(GIVEN REQUEST):
Single out the lines that include the word "this". Copy them.

_ _ _ _ _

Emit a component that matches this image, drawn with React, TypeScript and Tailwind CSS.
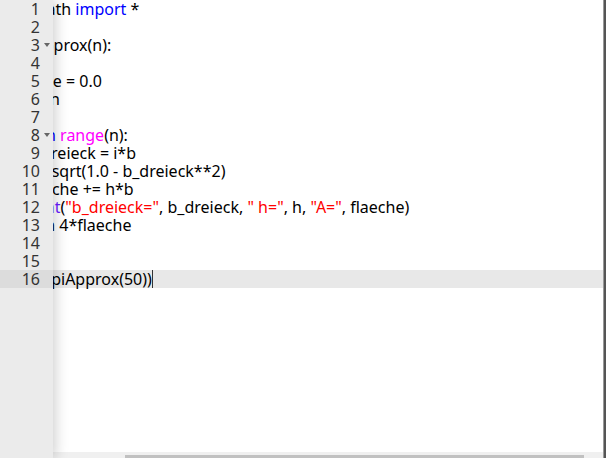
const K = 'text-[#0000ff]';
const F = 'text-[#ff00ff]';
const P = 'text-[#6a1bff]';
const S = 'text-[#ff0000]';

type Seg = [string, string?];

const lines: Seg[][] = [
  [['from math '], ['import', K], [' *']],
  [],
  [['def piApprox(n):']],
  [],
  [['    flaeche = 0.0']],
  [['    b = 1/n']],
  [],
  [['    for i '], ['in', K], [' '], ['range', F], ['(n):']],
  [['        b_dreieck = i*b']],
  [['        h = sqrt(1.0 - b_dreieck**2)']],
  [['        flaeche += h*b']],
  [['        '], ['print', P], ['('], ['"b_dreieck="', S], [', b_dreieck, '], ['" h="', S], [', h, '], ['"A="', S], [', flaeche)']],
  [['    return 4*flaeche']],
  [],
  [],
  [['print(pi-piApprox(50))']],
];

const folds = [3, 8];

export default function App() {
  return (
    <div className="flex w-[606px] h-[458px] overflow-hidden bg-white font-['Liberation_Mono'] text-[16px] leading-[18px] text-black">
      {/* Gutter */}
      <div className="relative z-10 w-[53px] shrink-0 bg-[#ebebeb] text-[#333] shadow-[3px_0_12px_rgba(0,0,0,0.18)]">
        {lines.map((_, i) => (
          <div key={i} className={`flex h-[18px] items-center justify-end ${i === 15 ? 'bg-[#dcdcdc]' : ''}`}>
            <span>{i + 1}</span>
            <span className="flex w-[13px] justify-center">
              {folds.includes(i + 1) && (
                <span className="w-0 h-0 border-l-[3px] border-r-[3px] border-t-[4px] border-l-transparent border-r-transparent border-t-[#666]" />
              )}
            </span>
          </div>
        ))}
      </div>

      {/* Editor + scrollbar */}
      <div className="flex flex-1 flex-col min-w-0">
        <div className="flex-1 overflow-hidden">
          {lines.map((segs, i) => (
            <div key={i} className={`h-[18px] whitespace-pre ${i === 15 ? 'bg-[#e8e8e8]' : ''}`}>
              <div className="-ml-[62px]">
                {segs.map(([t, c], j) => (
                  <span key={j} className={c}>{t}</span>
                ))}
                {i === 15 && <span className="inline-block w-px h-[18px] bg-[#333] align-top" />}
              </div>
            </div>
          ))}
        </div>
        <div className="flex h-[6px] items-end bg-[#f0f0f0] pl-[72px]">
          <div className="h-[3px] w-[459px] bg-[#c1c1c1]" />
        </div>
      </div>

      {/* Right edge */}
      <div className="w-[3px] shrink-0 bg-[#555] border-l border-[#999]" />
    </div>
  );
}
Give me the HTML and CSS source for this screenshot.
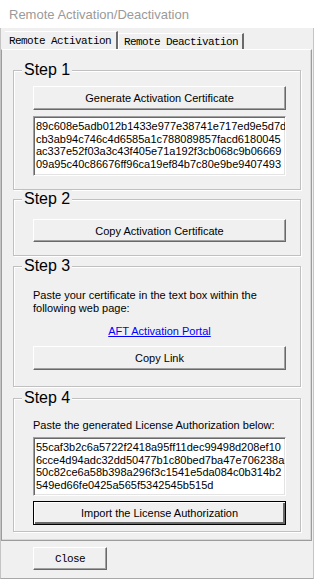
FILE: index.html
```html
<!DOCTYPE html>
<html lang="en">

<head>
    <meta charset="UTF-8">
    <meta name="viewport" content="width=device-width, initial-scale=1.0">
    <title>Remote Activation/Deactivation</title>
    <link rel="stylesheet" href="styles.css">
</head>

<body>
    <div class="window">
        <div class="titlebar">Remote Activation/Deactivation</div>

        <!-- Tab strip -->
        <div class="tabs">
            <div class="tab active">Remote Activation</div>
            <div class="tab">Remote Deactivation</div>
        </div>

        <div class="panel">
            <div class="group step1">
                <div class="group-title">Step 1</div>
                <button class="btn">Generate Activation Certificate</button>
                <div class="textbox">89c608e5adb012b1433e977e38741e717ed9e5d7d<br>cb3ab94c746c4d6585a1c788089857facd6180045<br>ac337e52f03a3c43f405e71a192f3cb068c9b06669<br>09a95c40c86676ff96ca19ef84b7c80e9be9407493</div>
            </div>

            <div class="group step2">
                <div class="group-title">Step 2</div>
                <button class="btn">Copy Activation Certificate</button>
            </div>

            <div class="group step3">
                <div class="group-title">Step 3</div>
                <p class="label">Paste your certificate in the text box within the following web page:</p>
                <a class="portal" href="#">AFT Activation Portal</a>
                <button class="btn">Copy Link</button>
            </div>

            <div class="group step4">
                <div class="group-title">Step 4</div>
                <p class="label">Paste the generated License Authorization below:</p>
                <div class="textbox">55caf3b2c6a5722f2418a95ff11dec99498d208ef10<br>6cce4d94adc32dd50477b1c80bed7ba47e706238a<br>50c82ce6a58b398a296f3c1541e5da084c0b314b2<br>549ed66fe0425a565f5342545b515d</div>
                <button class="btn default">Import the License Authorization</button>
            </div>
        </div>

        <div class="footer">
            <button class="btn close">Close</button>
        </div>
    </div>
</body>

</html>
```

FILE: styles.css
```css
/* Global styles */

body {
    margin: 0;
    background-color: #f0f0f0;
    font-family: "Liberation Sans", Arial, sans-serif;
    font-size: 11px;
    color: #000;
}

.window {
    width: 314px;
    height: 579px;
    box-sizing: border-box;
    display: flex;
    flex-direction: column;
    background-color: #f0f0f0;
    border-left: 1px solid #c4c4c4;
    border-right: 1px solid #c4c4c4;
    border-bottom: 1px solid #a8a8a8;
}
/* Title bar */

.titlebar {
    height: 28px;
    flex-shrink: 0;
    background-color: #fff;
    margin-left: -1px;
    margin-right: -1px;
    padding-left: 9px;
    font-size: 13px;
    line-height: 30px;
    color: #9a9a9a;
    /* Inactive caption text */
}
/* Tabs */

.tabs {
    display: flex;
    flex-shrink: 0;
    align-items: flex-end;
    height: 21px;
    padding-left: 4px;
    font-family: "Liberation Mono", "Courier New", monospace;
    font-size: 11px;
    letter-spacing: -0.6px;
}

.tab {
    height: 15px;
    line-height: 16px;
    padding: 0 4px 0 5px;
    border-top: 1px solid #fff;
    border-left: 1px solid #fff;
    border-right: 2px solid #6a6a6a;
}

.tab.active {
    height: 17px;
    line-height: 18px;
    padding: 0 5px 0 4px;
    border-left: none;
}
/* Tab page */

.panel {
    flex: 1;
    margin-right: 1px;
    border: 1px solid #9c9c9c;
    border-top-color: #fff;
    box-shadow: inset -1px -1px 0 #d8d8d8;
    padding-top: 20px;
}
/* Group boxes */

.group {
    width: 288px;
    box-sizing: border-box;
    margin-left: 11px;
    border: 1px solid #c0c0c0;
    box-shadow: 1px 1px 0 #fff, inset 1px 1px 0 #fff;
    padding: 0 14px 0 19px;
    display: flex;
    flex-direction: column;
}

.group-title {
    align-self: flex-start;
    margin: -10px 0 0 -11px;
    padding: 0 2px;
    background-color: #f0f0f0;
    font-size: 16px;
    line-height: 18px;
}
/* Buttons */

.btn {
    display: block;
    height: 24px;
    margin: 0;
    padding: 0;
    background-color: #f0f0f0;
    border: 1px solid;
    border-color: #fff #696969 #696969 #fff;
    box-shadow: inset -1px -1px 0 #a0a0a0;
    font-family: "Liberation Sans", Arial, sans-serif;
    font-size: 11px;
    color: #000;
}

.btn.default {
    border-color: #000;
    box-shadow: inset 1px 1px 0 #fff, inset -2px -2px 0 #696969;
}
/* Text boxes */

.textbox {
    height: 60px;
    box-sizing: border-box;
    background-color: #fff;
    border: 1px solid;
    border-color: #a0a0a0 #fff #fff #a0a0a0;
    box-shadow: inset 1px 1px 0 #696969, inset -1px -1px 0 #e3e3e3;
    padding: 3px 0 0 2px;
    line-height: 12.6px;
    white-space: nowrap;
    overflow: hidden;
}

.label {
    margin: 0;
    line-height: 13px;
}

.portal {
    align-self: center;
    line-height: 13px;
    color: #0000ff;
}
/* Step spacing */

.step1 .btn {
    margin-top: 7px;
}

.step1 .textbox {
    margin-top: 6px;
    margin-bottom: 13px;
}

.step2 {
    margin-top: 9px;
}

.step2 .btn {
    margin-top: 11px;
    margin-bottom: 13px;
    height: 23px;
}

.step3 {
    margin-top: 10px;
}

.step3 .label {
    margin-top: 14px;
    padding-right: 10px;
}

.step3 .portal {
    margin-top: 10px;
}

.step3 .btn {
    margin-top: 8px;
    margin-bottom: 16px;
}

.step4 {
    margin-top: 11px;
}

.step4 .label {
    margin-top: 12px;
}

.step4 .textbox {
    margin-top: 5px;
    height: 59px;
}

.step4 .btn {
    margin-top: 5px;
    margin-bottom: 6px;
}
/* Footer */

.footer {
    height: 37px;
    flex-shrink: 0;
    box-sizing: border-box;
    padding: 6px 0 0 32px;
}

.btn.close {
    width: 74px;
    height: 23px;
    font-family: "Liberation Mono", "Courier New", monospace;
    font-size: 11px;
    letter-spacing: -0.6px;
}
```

_ _ _ _ _

(THE ANSWER):
Emit a component that matches this image, drawn with React, TypeScript and Tailwind CSS.
Give me the HTML and CSS source for this screenshot.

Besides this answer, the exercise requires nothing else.